Die Begegnung mit berühmten Philosophen wie Hans Jonas, Martin Heidegger und Karl Jaspers prägte Bultmanns Verständnis der Geschichtswissenschaft nicht als Betrachtung der Vergangenheit, sondern als Begegnung mit ihr. Der Widerstand des erfolgreichen Theologieprofessors gegen den nationalsozialistischen Rassenwahn und gegen den Opportunismus seiner Kollegen ließ ihn den Einmarsch amerikanischer Truppen in Marburg als Erlösung und Befreiung erleben.
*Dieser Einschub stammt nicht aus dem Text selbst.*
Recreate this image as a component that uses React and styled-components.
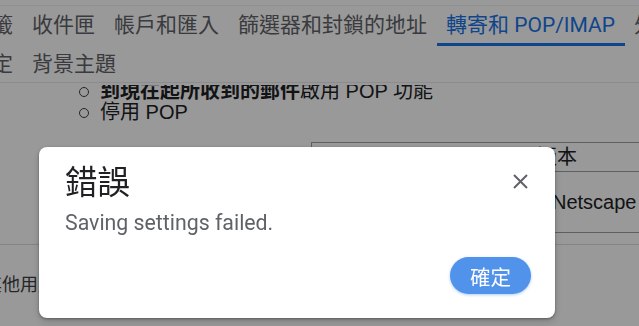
import styled, { createGlobalStyle } from "styled-components";

const GlobalStyle = createGlobalStyle`
  body {
    margin: 0;
    overflow: hidden;
    background: #ffffff;
    font-family: Roboto, "Noto Sans CJK TC", sans-serif;
  }
`;

const Page = styled.div`
  position: relative;
  width: 639px;
  height: 326px;
  overflow: hidden;
  background: #ffffff;
`;

const Header = styled.div`
  margin-top: 5px;
  border-top: 1px solid #eceef0;
`;

const TabRow = styled.div`
  display: flex;
  margin-left: -17px;
  white-space: nowrap;
`;

const Tab = styled.div`
  height: 37px;
  padding: 0 9.5px;
  display: flex;
  align-items: center;
  font-size: 21px;
  line-height: 24px;
  color: ${({ $active }) => ($active ? "#1a73e8" : "#5f6368")};
  border-bottom: 3px solid ${({ $active }) => ($active ? "#1a73e8" : "transparent")};
`;

const SubTabRow = styled.div`
  display: flex;
  height: 36px;
  align-items: center;
  margin-left: -17px;
  border-bottom: 1px solid #e8eaed;
`;

const SubTab = styled.div`
  padding: 0 9.5px;
  font-size: 21px;
  line-height: 24px;
  color: #5f6368;
`;

const Scroller = styled.div`
  margin-top: 2px;
  height: 241px;
  overflow: hidden;
  font-family: "Liberation Sans", "Noto Sans CJK TC", sans-serif;
`;

const RadioList = styled.div`
  margin-top: -4px;
  padding-left: 79px;
`;

const RadioRow = styled.div`
  display: flex;
  align-items: center;
  gap: 11px;
  height: 21px;
  font-size: 20px;
  line-height: 21px;
  color: #202124;
  white-space: nowrap;
`;

const RadioCircle = styled.span`
  width: 8px;
  height: 8px;
  border: 1.5px solid #3c4043;
  border-radius: 50%;
  flex: none;
`;

const Strong = styled.b`
  font-weight: 700;
`;

const Table = styled.div`
  margin: 19px 0 0 311px;
  width: 400px;
  border-top: 1px solid #9aa0a6;
  border-left: 1px solid #9aa0a6;
`;

const TableRow = styled.div`
  display: flex;
  height: ${({ $h }) => $h}px;
  align-items: ${({ $top }) => ($top ? "flex-start" : "center")};
  border-bottom: 1px solid #9aa0a6;
  font-size: 20px;
  line-height: 24px;
  color: #202124;
  white-space: nowrap;
`;

const Cell = styled.div`
  width: ${({ $w }) => $w}px;
  padding-left: ${({ $indent }) => $indent || 0}px;
  padding-top: ${({ $pt }) => $pt || 0}px;
  flex: none;
`;

const Divider = styled.div`
  margin-top: 11px;
  border-top: 1px solid #dadce0;
`;

const FooterNote = styled.div`
  margin: 28px 0 0 -16px;
  font-size: 18px;
  line-height: 24px;
  color: #3c4043;
  white-space: nowrap;
`;

const Scrim = styled.div`
  position: fixed;
  inset: 0;
  background: rgba(0, 0, 0, 0.4);
`;

const Dialog = styled.div`
  position: fixed;
  left: 39px;
  top: 147px;
  width: 516px;
  height: 171px;
  box-sizing: border-box;
  padding: 13px 24px 24px 26px;
  background: #ffffff;
  border-radius: 8px;
  box-shadow: 0 1px 3px rgba(0, 0, 0, 0.35), 0 4px 8px rgba(0, 0, 0, 0.15);
  display: flex;
  flex-direction: column;
`;

const Title = styled.div`
  font-size: 32.5px;
  line-height: 40px;
  color: #202124;
  font-family: "Noto Sans CJK TC", sans-serif;
`;

const Message = styled.div`
  margin-top: 9px;
  font-size: 21.3px;
  line-height: 28px;
  color: #5f6368;
`;

const CloseButton = styled.button`
  position: absolute;
  right: 22px;
  top: 21px;
  width: 26px;
  height: 26px;
  padding: 0;
  border: 0;
  background: transparent;
  display: flex;
  align-items: center;
  justify-content: center;
`;

const Actions = styled.div`
  margin-top: auto;
  display: flex;
  justify-content: flex-end;
`;

const OkButton = styled.button`
  height: 37px;
  padding: 0 20px;
  border: 0;
  border-radius: 19px;
  background: #5192ea;
  color: #ffffff;
  font-family: "Noto Sans CJK TC", sans-serif;
  font-size: 20.5px;
  line-height: 24px;
  box-shadow: 0 1px 3px rgba(26, 115, 232, 0.35);
`;

const tabs = ["標籤", "收件匣", "帳戶和匯入", "篩選器和封鎖的地址", "轉寄和 POP/IMAP", "外掛程式"];

export default function App() {
  return (
    <Page>
      <GlobalStyle />
      <Header>
        <TabRow>
          {tabs.map((t, i) => (
            <Tab key={t} $active={i === 4} style={i === 0 ? { paddingLeft: 0, marginLeft: -12 } : undefined}>
              {t}
            </Tab>
          ))}
        </TabRow>
        <SubTabRow>
          <SubTab style={{ paddingLeft: 0, marginLeft: -12 }}>設定</SubTab>
          <SubTab>背景主題</SubTab>
        </SubTabRow>
      </Header>
      <Scroller>
        <RadioList>
          <RadioRow>
            <RadioCircle />
            <span>
              <Strong>到現在起所收到的郵件</Strong>啟用 POP 功能
            </span>
          </RadioRow>
          <RadioRow>
            <RadioCircle />
            <span>停用 POP</span>
          </RadioRow>
        </RadioList>
        <Table>
          <TableRow $h={28}>
            <Cell $w={223} />
            <Cell $w={120} $indent={2}>版本</Cell>
          </TableRow>
          <TableRow $h={60} $top>
            <Cell $w={223} />
            <Cell $w={150} $indent={17} $pt={18}>Netscape</Cell>
          </TableRow>
        </Table>
        <Divider />
        <FooterNote>其他用戶端</FooterNote>
      </Scroller>
      <Scrim />
      <Dialog role="dialog">
        <Title>錯誤</Title>
        <Message>Saving settings failed.</Message>
        <CloseButton aria-label="關閉">
          <svg width="15" height="15" viewBox="0 0 15 15">
            <path d="M1 1L14 14M14 1L1 14" stroke="#5f6368" strokeWidth="2" fill="none" />
          </svg>
        </CloseButton>
        <Actions>
          <OkButton>確定</OkButton>
        </Actions>
      </Dialog>
    </Page>
  );
}
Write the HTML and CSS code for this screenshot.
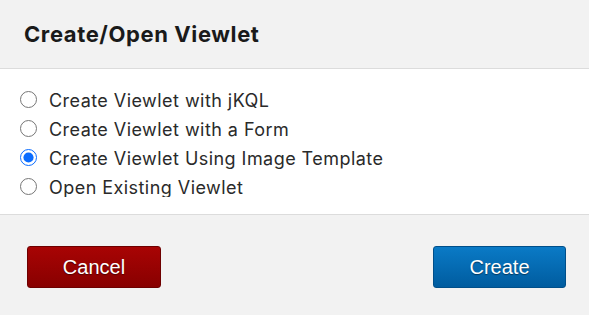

Protest gegen jegliche Form von verordnetem Kollektivismus bestimmte Bultmanns Leben bis zuletzt: Nach dem Krieg kritisierte er die halbherzige Entnazifizierung der deutschen Universitäten. Während der Studentenunruhen der 1960er Jahre wehrte er sich aber auch gegen die politische Vereinnahmung seiner Person durch die Wortführer der Protestbewegung. Die gründliche, abwägend urteilende Darstellung des Lebens- und Denkwegs von Rudolf Bultmann und der präzise und flüssige Stil des Autors machen das Buch zu einem überaus informativen Lesevergnügen.